What other people may not tell you about Marcia, who died yesterday at age 72, is that she had great legs. Perhaps wisely, she reckoned early on that her figure wouldn’t make her fortune, yet her stems were indisputably boffo, and I believe they explain a curiosity of costuming in the 1996 revival of Kander & Ebb’s Chicago. Marcia earned a Tony nomination for her turn as the prison matron, Mama Morton, but she was the only woman in the cast who didn’t wear tights. I believe the producers realized that, if Marcia ever did unveil her shapely glory, she’d upstage Ann Reinking and Bebe Neuwirth. So Marcia wore a pantsuit.*
When she sang, she was the joyous essence of New York theater. In the 1990s, she earned Tony nominations (not only for Chicago but for a revival of Grease), and we who loved her cheered. Even without singing, she gave Elizabeth Ashley and Vanessa Redgrave a run for the money. Then in 2001, Marcia married a terrific guy, Fred Bryan, from Nashville, and retired from show business. We were happy for her, albeit full of remorse for Broadway’s sake.
Offstage, Marcia was soft-spoken, loud-laughing, very funny, and always dear. During the Boston tryouts of Rags, I was trapped by backstage duties during the dinner hour and unable to visit Legal Seafood, a nearby restaurant beloved of all our company. At last I had a night free, but no one to go with: everybody else had eaten her fill of Legal Seafood. Marcia took me by the hand. “I’ll be your Oyster Bunny,” she said.
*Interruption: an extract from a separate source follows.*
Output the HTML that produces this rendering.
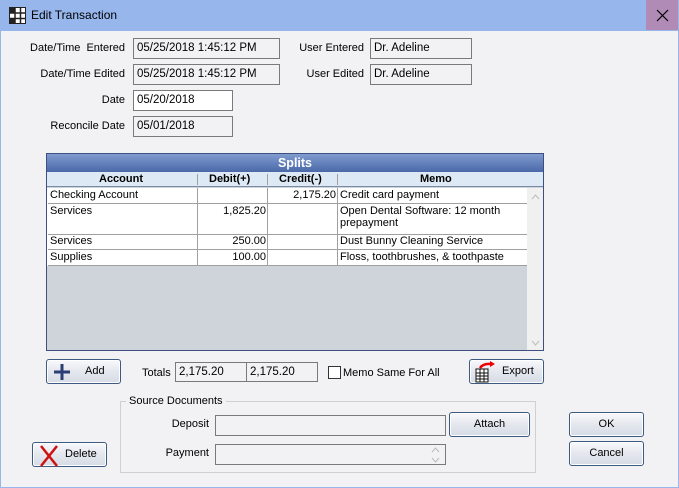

That evening, she told me stories of some of the odder roles she’d played, from a lady wrestler on The Bionic Woman (“My first lesbian character!”) to a frog-like alien in Ice Pirates. She told me about Merman and Miss Hannigan, whom she’d portrayed in Annie; about Massachusetts, where she was born, and Ohio, where she grew up. When dinner was done, she picked up the check — and thanked me for the privilege.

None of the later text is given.